Rashin Fahandej is an Iranian-American multimedia artist, immersive filmmaker, and cultural activist known for pioneering socially engaged art that blends technology with public participation. Her work centers on amplifying marginalized voices and investigating systemic injustices, an approach she defines as a "Poetic Cyber Movement for Social Justice." Fahandej’s practice, conceptualized as "Art as Ecosystem," creates interconnected networks of narrative that bridge physical public spaces and virtual platforms. She operates with a profound commitment to using art as a tool for dialogue, equity, and transformative social change.
Early Life and Education
Rashin Fahandej was born in Shiraz, Iran, into a Bahá'í family, a religious minority that faced severe persecution and institutional discrimination. Her early life was marked by experiences of segregation and taunting in school, formative years that deeply informed her later focus on social justice and the power of marginalized narratives. Denied access to higher education in Iran due to her faith, she attended a secret underground Bahá'í college from 1996 to 2000 before her family fled as refugees, initially resettling in a small town in Turkey.
Fahandej later immigrated to the United States, where she pursued her artistic education with determination. She earned a Bachelor of Fine Arts from the Massachusetts College of Art and Design in 2006. She then continued her studies at the San Francisco Art Institute, receiving a Master of Fine Arts in 2010. This academic foundation in fine arts was later complemented by specialized fellowships that integrated technology and documentary practice, shaping her unique interdisciplinary approach.
Career
Fahandej’s early career involved lecturing and teaching at several institutions, including Brown University, the Massachusetts College of Art and Design, and the San Francisco Art Institute. These roles allowed her to merge her artistic practice with pedagogy, emphasizing community engagement and the educational potential of media arts. During this period, she established herself as a professional artist in Boston, working across documentary film, video and sound installation, performance, and painting, consistently threading themes of social justice through her diverse media.
A significant formalization of her public practice began in 2015 when she joined the Boston AIR: City of Boston Artist-in-Residence program. This residency provided a platform to explore innovative, collaborative models of documentary filmmaking and to develop community-focused art and media programs aimed at increasing equity. This experience cemented her methodology of working within and for communities, treating the city itself as a studio and a site for civic dialogue.
In 2016, Fahandej’s trajectory was further elevated by receiving a fellowship at the Massachusetts Institute of Technology’s Open Documentary Lab.

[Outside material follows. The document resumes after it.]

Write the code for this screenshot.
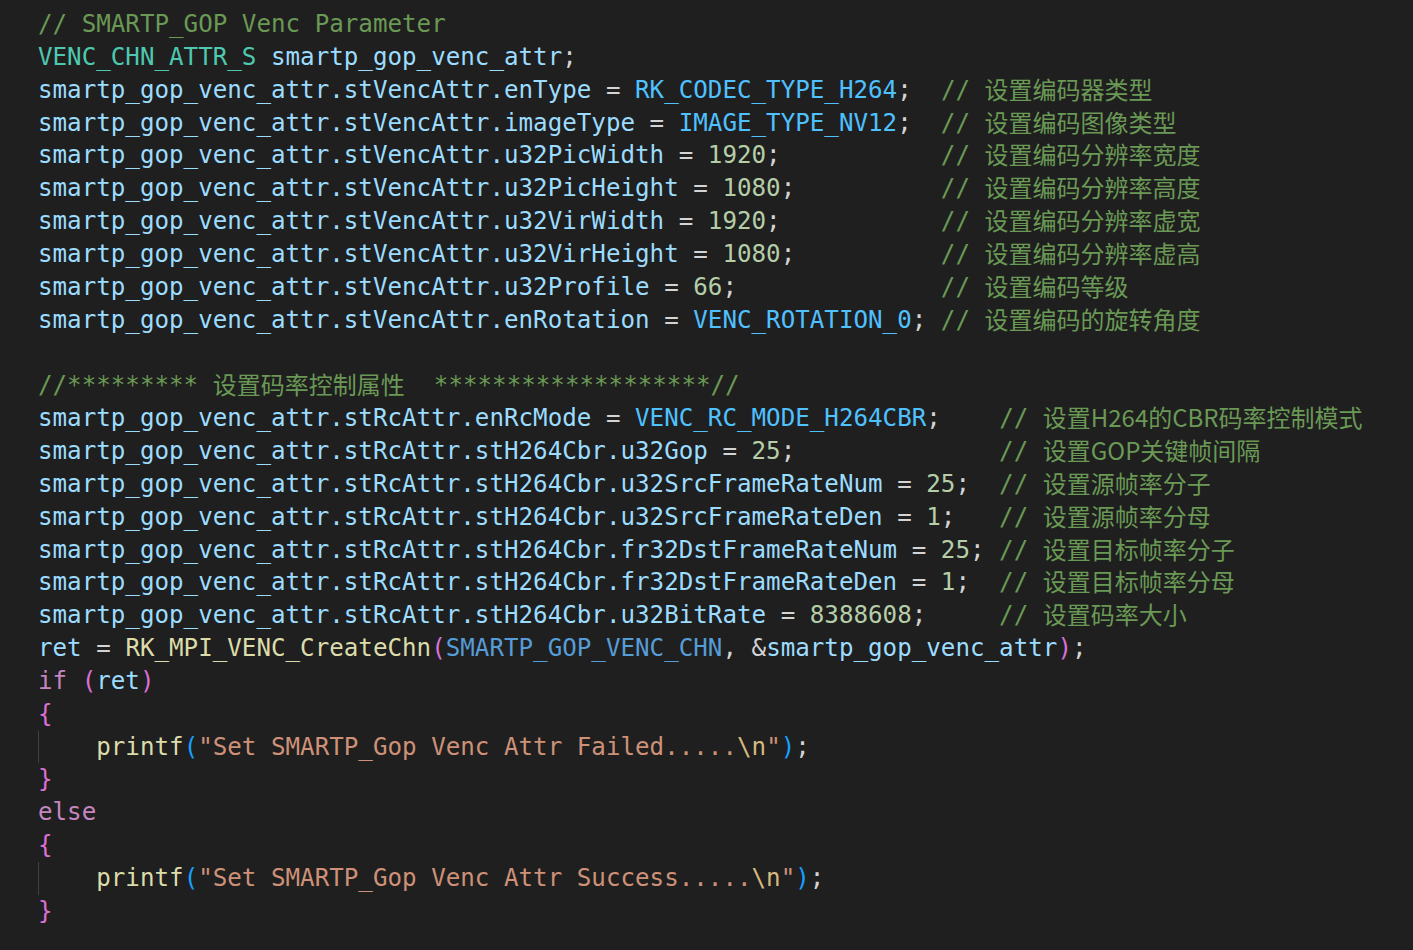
const C = {
  c: "text-[#6a9955]",
  t: "text-[#4ec9b0]",
  v: "text-[#9cdcfe]",
  e: "text-[#4fc1ff]",
  n: "text-[#b5cea8]",
  o: "text-[#d4d4d4]",
  f: "text-[#dcdcaa]",
  m: "text-[#569cd6]",
  s: "text-[#ce9178]",
  x: "text-[#d7ba7d]",
  k: "text-[#c586c0]",
  p1: "text-[#da70d6]",
  p2: "text-[#179fff]",
};

// columns where trailing comments start
const pad = (tokens, col) => {
  const len = tokens.reduce((a, t) => a + t[1].length, 0);
  return [...tokens, ["o", " ".repeat(Math.max(1, col - len))]];
};

const assign = (lhs, rhs, kind, note, col) =>
  [...pad([["v", lhs], ["o", " = "], [kind, rhs], ["o", ";"]], col), ["c", "// "], ["cjk", note]];

const venc = "smartp_gop_venc_attr.stVencAttr.";
const rc = "smartp_gop_venc_attr.stRcAttr.";

const lines = [
  [["c", "// SMARTP_GOP Venc Parameter"]],
  [["t", "VENC_CHN_ATTR_S"], ["o", " "], ["v", "smartp_gop_venc_attr"], ["o", ";"]],
  assign(venc + "enType", "RK_CODEC_TYPE_H264", "e", "设置编码器类型", 62),
  assign(venc + "imageType", "IMAGE_TYPE_NV12", "e", "设置编码图像类型", 62),
  assign(venc + "u32PicWidth", "1920", "n", "设置编码分辨率宽度", 62),
  assign(venc + "u32PicHeight", "1080", "n", "设置编码分辨率高度", 62),
  assign(venc + "u32VirWidth", "1920", "n", "设置编码分辨率虚宽", 62),
  assign(venc + "u32VirHeight", "1080", "n", "设置编码分辨率虚高", 62),
  assign(venc + "u32Profile", "66", "n", "设置编码等级", 62),
  assign(venc + "enRotation", "VENC_ROTATION_0", "e", "设置编码的旋转角度", 62),
  [],
  [["c", "//********* "], ["cjk", "设置码率控制属性"], ["c", "  *******************//"]],
  assign(rc + "enRcMode", "VENC_RC_MODE_H264CBR", "e", "设置H264的CBR码率控制模式", 66),
  assign(rc + "stH264Cbr.u32Gop", "25", "n", "设置GOP关键帧间隔", 66),
  assign(rc + "stH264Cbr.u32SrcFrameRateNum", "25", "n", "设置源帧率分子", 66),
  assign(rc + "stH264Cbr.u32SrcFrameRateDen", "1", "n", "设置源帧率分母", 66),
  assign(rc + "stH264Cbr.fr32DstFrameRateNum", "25", "n", "设置目标帧率分子", 66),
  assign(rc + "stH264Cbr.fr32DstFrameRateDen", "1", "n", "设置目标帧率分母", 66),
  assign(rc + "stH264Cbr.u32BitRate", "8388608", "n", "设置码率大小", 66),
  [["v", "ret"], ["o", " = "], ["f", "RK_MPI_VENC_CreateChn"], ["p1", "("], ["m", "SMARTP_GOP_VENC_CHN"], ["o", ", &"], ["v", "smartp_gop_venc_attr"], ["p1", ")"], ["o", ";"]],
  [["k", "if"], ["o", " "], ["p1", "("], ["v", "ret"], ["p1", ")"]],
  [["p1", "{"]],
  [["guide", "    "], ["f", "printf"], ["p2", "("], ["s", "\"Set SMARTP_Gop Venc Attr Failed....."], ["x", "\\n"], ["s", "\""], ["p2", ")"], ["o", ";"]],
  [["p1", "}"]],
  [["k", "else"]],
  [["p1", "{"]],
  [["guide", "    "], ["f", "printf"], ["p2", "("], ["s", "\"Set SMARTP_Gop Venc Attr Success....."], ["x", "\\n"], ["s", "\""], ["p2", ")"], ["o", ";"]],
  [["p1", "}"]],
];

function Token({ kind, text }) {
  if (kind === "cjk") {
    return (
      <span className="inline-block h-[32.85px] leading-[29px] align-top text-[#6a9955] text-[24px] font-['Noto_Sans_CJK_SC','Noto_Sans_CJK_JP',sans-serif]">
        {text}
      </span>
    );
  }
  if (kind === "guide") {
    return (
      <span className="inline-block h-[32.85px] align-top shadow-[inset_1px_0_0_#404040]">
        {text}
      </span>
    );
  }
  return <span className={C[kind]}>{text}</span>;
}

export default function App() {
  return (
    <div className="min-h-screen w-full bg-[#1f1f1f] pl-[38px] pt-[8px] font-['DejaVu_Sans_Mono','Noto_Sans_CJK_SC',monospace] text-[24.2px] overflow-hidden">
      {lines.map((tokens, i) => (
        <div key={i} className="h-[32.85px] leading-[32.85px] whitespace-pre">
          {tokens.map(([kind, text], j) => (
            <Token key={j} kind={kind} text={text} />
          ))}
        </div>
      ))}
    </div>
  );
}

This opportunity immersed her in a cutting-edge environment exploring emerging storytelling technologies. It profoundly influenced her technical vocabulary and theoretical framework, enabling her to more deftly weave interactive digital platforms with traditional narrative forms in service of her social justice aims.
Her most ambitious and recognized project to date is "A Father’s Lullaby," a multi-platform, participatory work that began development during her Boston AIR residency. The project investigates the structural violence of mass incarceration by focusing on incarcerated fathers and the impact of their absence on families, particularly within marginalized communities. It combines interactive public installations, community workshops, and a participatory website to foster empathy and dialogue.
The first chapter of "A Father’s Lullaby" was exhibited at the Boston Artist-in-Residence showcase in 2017. The project’s powerful blend of intimate personal testimony, such as videos of fathers singing lullabies, with a scalable participatory model quickly garnered significant attention. It established Fahandej as a leading voice in socially engaged new media art within the Boston area and beyond.
The project continued to evolve and reach wider audiences, being presented at the Boston Center for the Arts and HUBweek’s We The Future festival in 2018. These presentations expanded the community conversations around mass incarceration, using art to create a tangible space for processing collective trauma and meditating on themes of love, memory, and loss. Each iteration involved new layers of community contribution, reinforcing the work’s ecosystemic nature.
A major career milestone occurred in 2019 when "A Father’s Lullaby" was featured as part of her exhibition for the James and Audrey Foster Prize at the Institute of Contemporary Art, Boston, which she won. This prestigious award and accompanying solo exhibition brought her work to a prominent national stage, critically acclaiming her ability to translate urgent social issues into profound aesthetic experiences. The ICA presentation represented the full maturation of the project’s first phase.
Concurrent with these exhibitions, Fahandej received a 2019 Artist Fellowship from the Mass Cultural Council and a Framingham Cultural Council award, affirming sustained institutional support for her practice. These grants enabled the further development and scaling of her community-embedded projects, providing resources for deeper collaboration and technological innovation within her work.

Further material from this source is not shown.